Another limitation of conventional perfect bound books is that the spine and the face of the page stack 90 must be flat. Many expensive cloth-and leather-bound volumes are designed to have convex spines and concave page stack faces. With perfect binding, however, the face of the page stack 90 is always flat because the sides of the page stack 90 are trimmed with a guillotine cutter after the book is bound to align the page edges and remove any adhesive that has oozed from the ends of the spine.
Referring now to FIG. 11, an embodiment is shown of the present invention for forming a convex spine and concave face on the page stack 90 by pressing the book into a U-shaped holder 92' with a concave bottom while the adhesive 40 is still molten.
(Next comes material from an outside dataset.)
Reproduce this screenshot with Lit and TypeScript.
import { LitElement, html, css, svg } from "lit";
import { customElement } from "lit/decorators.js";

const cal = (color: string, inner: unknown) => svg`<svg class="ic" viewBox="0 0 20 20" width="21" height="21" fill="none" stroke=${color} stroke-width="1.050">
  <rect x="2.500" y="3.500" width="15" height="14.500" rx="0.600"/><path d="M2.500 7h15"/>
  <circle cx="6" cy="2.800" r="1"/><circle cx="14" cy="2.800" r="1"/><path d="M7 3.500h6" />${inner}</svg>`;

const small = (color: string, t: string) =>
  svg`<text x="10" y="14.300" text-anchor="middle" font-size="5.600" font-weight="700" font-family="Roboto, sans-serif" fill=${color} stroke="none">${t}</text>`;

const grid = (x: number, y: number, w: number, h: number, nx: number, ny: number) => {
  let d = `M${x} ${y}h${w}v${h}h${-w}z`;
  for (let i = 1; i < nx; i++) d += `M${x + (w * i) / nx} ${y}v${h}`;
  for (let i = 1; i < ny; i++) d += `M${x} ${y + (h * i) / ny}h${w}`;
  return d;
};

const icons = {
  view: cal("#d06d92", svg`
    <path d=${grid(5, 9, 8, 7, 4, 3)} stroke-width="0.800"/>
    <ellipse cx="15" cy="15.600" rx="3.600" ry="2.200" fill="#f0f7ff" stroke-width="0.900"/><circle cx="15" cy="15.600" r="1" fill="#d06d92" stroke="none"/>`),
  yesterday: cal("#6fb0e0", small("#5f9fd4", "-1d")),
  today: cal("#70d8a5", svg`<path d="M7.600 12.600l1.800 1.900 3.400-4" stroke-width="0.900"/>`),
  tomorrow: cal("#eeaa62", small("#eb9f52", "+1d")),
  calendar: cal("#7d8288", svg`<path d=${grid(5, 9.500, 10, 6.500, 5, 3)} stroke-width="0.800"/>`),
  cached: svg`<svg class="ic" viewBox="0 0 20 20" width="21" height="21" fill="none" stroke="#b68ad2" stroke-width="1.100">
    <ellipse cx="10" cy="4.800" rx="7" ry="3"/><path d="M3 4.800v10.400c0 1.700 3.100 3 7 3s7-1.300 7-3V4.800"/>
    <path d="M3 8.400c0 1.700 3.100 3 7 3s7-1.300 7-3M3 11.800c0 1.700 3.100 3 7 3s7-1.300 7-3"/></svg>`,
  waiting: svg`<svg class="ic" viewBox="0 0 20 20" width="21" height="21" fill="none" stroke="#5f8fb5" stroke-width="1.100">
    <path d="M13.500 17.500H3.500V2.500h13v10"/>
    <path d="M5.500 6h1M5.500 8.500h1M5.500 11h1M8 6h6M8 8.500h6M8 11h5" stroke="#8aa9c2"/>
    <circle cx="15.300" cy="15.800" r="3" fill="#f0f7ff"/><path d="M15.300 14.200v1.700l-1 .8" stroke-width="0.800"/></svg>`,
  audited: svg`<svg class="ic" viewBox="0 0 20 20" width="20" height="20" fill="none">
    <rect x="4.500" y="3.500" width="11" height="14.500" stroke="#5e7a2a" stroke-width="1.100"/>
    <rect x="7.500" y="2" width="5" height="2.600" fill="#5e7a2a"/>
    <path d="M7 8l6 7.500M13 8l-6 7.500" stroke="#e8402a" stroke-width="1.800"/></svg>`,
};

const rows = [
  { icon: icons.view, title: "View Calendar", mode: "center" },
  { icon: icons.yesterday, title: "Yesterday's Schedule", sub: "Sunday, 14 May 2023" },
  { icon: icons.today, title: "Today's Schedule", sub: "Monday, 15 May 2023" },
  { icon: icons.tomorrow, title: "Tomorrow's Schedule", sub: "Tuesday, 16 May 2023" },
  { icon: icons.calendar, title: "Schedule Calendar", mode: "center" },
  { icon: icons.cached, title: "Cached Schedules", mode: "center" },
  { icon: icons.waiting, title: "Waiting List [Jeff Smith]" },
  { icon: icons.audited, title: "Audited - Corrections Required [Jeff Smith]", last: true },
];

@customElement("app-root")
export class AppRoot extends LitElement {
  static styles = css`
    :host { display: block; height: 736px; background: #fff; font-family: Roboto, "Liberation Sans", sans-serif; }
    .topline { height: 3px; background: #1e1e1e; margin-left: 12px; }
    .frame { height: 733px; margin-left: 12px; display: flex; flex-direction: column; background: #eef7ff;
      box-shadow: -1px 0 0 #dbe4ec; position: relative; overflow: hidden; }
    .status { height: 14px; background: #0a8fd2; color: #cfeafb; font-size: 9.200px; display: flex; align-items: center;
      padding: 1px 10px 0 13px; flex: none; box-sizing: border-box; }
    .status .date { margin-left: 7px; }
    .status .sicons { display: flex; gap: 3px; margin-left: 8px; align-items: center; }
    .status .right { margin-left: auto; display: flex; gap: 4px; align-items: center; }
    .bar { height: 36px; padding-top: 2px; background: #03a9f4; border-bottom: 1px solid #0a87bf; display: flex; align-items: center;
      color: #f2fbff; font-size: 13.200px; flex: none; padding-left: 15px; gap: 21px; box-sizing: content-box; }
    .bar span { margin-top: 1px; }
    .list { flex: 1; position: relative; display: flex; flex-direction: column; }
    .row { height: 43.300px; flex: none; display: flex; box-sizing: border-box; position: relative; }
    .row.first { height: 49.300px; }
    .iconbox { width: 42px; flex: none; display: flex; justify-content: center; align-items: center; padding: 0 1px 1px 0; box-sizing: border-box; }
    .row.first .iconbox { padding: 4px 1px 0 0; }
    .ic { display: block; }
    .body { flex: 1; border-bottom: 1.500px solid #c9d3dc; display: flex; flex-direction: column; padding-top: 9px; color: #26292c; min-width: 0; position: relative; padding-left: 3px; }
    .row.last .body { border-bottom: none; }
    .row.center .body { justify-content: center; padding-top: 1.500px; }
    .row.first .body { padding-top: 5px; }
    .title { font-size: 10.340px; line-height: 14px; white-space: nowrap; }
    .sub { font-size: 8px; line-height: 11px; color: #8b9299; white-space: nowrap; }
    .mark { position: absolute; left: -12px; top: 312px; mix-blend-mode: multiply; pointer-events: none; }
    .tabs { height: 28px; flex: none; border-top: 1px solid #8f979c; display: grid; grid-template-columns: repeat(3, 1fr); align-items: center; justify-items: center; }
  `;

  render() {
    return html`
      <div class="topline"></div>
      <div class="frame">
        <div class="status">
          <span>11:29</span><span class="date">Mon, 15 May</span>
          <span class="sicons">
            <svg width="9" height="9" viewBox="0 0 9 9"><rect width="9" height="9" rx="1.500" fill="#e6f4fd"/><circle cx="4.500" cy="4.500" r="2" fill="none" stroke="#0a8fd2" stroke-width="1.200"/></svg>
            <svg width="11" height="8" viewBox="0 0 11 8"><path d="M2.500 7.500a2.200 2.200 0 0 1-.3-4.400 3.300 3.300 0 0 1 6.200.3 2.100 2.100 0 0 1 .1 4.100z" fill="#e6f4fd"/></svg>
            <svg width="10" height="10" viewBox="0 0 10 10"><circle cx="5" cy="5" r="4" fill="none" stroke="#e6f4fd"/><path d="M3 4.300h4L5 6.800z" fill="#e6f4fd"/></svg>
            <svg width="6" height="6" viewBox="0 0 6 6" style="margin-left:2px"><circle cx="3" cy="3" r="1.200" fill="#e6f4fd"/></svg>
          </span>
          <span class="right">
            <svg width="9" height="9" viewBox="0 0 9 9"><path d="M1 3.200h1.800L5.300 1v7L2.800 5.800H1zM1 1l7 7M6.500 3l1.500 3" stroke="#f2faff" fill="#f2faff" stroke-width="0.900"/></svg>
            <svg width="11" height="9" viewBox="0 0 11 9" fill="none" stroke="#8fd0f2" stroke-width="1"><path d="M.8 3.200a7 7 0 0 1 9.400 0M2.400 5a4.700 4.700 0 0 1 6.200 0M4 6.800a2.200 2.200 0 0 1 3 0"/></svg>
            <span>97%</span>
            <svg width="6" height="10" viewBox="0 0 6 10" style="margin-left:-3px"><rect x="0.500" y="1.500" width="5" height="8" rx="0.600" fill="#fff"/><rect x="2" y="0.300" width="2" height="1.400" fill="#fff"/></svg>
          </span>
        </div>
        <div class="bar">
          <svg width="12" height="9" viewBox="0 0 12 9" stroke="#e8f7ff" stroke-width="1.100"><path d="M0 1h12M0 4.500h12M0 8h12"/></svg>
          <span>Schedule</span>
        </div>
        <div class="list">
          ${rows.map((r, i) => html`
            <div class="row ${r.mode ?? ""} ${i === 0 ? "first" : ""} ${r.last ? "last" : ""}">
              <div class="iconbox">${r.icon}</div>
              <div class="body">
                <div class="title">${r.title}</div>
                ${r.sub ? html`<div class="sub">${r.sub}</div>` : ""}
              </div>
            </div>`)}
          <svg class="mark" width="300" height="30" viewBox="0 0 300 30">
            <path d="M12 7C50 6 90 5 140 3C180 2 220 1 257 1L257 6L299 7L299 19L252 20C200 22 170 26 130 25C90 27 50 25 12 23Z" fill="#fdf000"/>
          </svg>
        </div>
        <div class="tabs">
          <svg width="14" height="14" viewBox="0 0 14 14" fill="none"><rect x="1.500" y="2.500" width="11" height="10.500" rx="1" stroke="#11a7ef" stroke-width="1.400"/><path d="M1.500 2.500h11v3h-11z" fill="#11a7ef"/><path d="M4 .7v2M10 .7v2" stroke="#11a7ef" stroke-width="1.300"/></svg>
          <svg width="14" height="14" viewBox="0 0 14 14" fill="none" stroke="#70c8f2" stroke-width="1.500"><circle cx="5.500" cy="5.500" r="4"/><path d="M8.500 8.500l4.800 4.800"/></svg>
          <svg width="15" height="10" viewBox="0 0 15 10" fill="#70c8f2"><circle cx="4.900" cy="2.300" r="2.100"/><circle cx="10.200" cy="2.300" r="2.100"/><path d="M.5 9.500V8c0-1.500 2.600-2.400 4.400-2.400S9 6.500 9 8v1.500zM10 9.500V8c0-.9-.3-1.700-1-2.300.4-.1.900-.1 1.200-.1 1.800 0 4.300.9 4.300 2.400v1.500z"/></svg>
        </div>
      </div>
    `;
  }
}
Pressure may be applied, for example, with a concave shaping element 97. Thus the present invention provides an optional styling advantage for book designers not available with conventional perfect binding.
A schematic is shown in FIG. 12 for a basic circuit containing a power supply 73 in accordance with the present invention. As noted above, laboratory tests have shown that for a typical book, about 40 watts of power into the carbon-fiber cloth resistive strip is required to melt the adhesive in less than 30 sec. Laboratory testing also shows that alternating current causes heating of the resistive strip and melting of the adhesive as effectively as direct current, as would be expected from theory.
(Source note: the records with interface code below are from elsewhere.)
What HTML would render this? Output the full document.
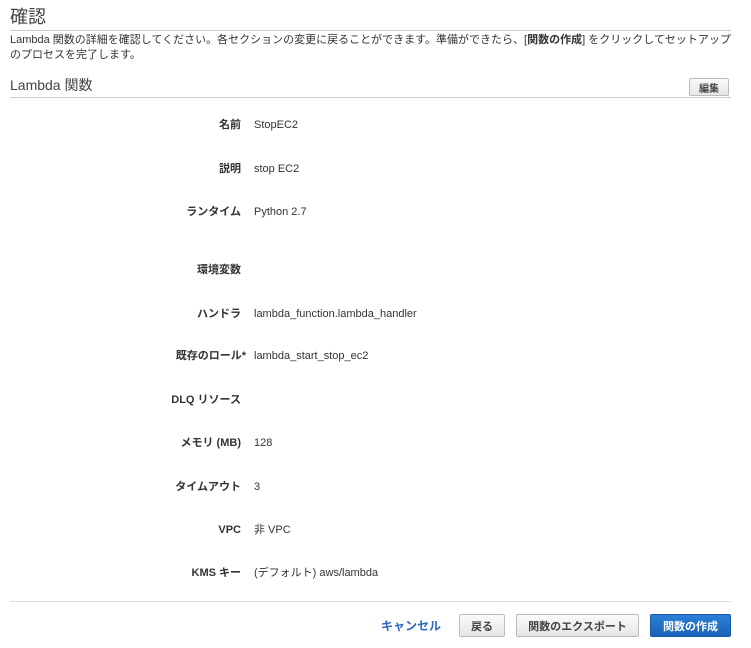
<!DOCTYPE html>
<html><head><meta charset="utf-8"><style>
*{margin:0;padding:0;box-sizing:border-box}
body{width:751px;height:648px;background:#fff;font-family:"Liberation Sans","Noto Sans CJK JP",sans-serif;color:#333;position:relative;overflow:hidden;font-size:11px}
.a{position:absolute;white-space:nowrap}
.lbl,.val{position:absolute;height:16px;line-height:16px;font-size:11px;color:#333;display:flex;align-items:center;white-space:nowrap}
.lbl{right:510px;font-weight:bold;justify-content:flex-end}
.val{left:254px}
.btn{position:absolute;border:1px solid #bbb;border-radius:2px;background:linear-gradient(#fafafa,#e6e6e6);font-weight:bold;font-size:11px;color:#444;display:flex;align-items:center;justify-content:center}
</style></head><body>
<div class="a" style="left:10px;top:5px;font-size:18px;color:#444;line-height:24px">確認</div>
<div class="a" style="left:10px;top:30px;width:721px;border-top:1px solid #ccc"></div>
<div class="a" style="left:10px;top:33px;font-size:11px;line-height:15px;white-space:normal;width:725px">Lambda 関数の詳細を確認してください。各セクションの変更に戻ることができます。準備ができたら、[<b>関数の作成</b>] をクリックしてセットアップのプロセスを完了します。</div>
<div class="a" style="left:10px;top:75px;font-size:14px;color:#444;line-height:20px">Lambda 関数</div>
<div class="a" style="left:10px;top:97px;width:721px;border-top:1px solid #ccc"></div>
<div class="btn" style="left:689px;top:78px;width:40px;height:18px;font-size:10px">編集</div>
<div class="lbl" style="top:117px">名前</div><div class="val" style="top:117px">StopEC2</div>
<div class="lbl" style="top:161px">説明</div><div class="val" style="top:161px">stop EC2</div>
<div class="lbl" style="top:204px">ランタイム</div><div class="val" style="top:204px">Python 2.7</div>
<div class="lbl" style="top:262px">環境変数</div>
<div class="lbl" style="top:306px">ハンドラ</div><div class="val" style="top:306px">lambda_function.lambda_handler</div>
<div class="lbl" style="top:348px;right:505px">既存のロール*</div><div class="val" style="top:348px">lambda_start_stop_ec2</div>
<div class="lbl" style="top:392px">DLQ リソース</div>
<div class="lbl" style="top:435px">メモリ (MB)</div><div class="val" style="top:435px">128</div>
<div class="lbl" style="top:479px">タイムアウト</div><div class="val" style="top:479px">3</div>
<div class="lbl" style="top:522px">VPC</div><div class="val" style="top:522px">非 VPC</div>
<div class="lbl" style="top:565px">KMS キー</div><div class="val" style="top:565px">(デフォルト) aws/lambda</div>
<div class="a" style="left:10px;top:601px;width:721px;border-top:1px solid #ddd"></div>
<div class="a" style="left:381px;top:618px;font-weight:bold;color:#2a6ac0;font-size:12px;line-height:16px">キャンセル</div>
<div class="btn" style="left:459px;top:614px;width:46px;height:23px">戻る</div>
<div class="btn" style="left:516px;top:614px;width:123px;height:23px">関数のエクスポート</div>
<div class="btn" style="left:650px;top:614px;width:81px;height:23px;background:linear-gradient(#2b7fd6,#1a62b8);border-color:#1a5aa8;color:#fff">関数の作成</div>
</body></html>
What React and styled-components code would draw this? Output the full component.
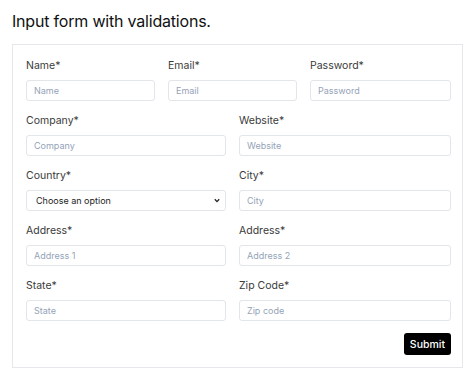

What is believed at present to be the simplest and least costly power supply is a step-down transformer that converts 120 volts from a power line to a safer value of 12-24 volts with sufficient current, while also providing electrical isolation from the power line to minimize shock hazards. A control module 70 containing an adjustable timer 74 such as those well known in the art is used to set the duration of the heating cycle, typically about 1 min. Interlocks on a protective cover (not shown) may be used to prevent voltage from being applied to the clamps 71 or clip leads 71' until the protective cover is closed, as additional protection against possible shock hazard. Furthermore, the frame 76 of the transformer 75 is grounded for protection of the operator in the event of a voltage breakdown within the transformer 75, and a circuit breaker 77 is included in either the primary or the secondary circuit of the transformer 75 to protect the transformer 75 from overheating in the event that the output connections 781-784 are accidentally shorted together.
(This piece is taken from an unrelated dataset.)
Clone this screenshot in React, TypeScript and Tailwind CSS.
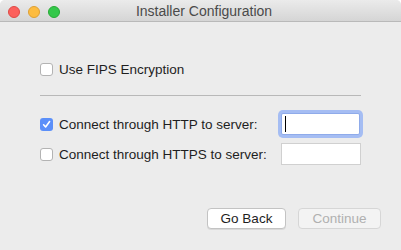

The value of current needed to melt the adhesive 40 in less than 30 sec is a function of the width of the resistive strip, which in turn is a function of the number of pages in the stack 90. Consider first a book with a fixed spine length, say 7 in. Laboratory tests show that for a 0.5-in.-wide resistive strip, which corresponds to a book of approximately 200 pages, a current of about 2.5 amperes rms is required to melt the adhesive 40 in less than 30 sec. Thus the optimal current density is about 5 amperes per inch of width. A 0.5-in.-wide strip has a measured resistance of about 1 ohm per linear inch, or 7 ohms for the 7-in.-long spine. For a 1-in.-wide strip, the resistance drops to 0.5 ohm per linear inch, or 3.5 ohms for the 7-in. spine. The rate of heating is proportional to the current density in amperes per inch of width. For a given spine length, such as 7 in., it follows that if a constant voltage source is used, the current density in amperes per inch of width remains constant. As the width increases, the resistance drops proportionally, the current increases proportionally, and the current density remains constant. Therefore, for a fixed spine length such as 7 in., a constant voltage source such as the transformer 75 described above provides automatic compensation for variations in the number of pages of the book to maintain the optimal current density of 5 amperes per inch of width needed for rapid heating. To bind books up to 1.5 in. thick, the transformer should be capable of providing current up to 7.5 amperes.
If the length of the spine is now increased from 7 to 11 in., more voltage is needed to maintain the required current density for the optimal heating rate. To produce the required 2.5 amperes in a 0.5-in.-wide strip 7 in. long having a resistance of 7 ohms, Ohm's law shows that the applied voltage must be about 17 volts. If the length of the 0.5-in.-wide strip is increased to 11 in., the largest size book normally encountered, the required voltage increases to just over 24 volts. Therefore, it is necessary to offer some adjustment in voltage to accommodate books ranging in size from 4×7-in. paperback novels up to 8 1/2×11-in. telephone books. As shown in FIG. 12, including a plurality of taps 781-784 on the secondary of the transformer 75 provides voltages over the required range. If necessary, fine adjustments in the heating cycle can be made by lengthening or shortening the heating time.
While tests show that a simple power transformer 75 is a satisfactory power supply for the present invention, a direct current supply capable of supplying the same values of voltage and current as those described above could be used. As noted previously, carbon has a distinctive negative temperature coefficient. Its resistance drops with increasing temperature; so a measure of the carbon-fiber strip's instantaneous resistance as it heats up allows its temperature to be calculated at any instant. Using methods well known in the art, one may use this change in resistance to actuate a feedback loop in a dc supply to electronically control the maximum temperature to a preset level.
Although much of the exposition of the present invention has been presented in terms of binding paperback books, it is obvious that the same system and method apply equally well to the binding of cloth- and leather-bound books.
In the foregoing description, certain terms have been used for brevity, clarity, and understanding, but no unnecessary limitations are to be implied therefrom beyond the requirements of the prior art, because such words are used for description purposes herein and are intended to be broadly construed. Moreover, the embodiments of the apparatus illustrated and described herein are by way of example, and the scope of the invention is not limited to the exact details of construction.
Having now described the invention, the construction, the operation and use of preferred embodiment thereof, and the advantageous new and useful results obtained thereby, the new and useful constructions, and reasonable mechanical equivalents thereof obvious to those skilled in the art, are set forth in the appended claims.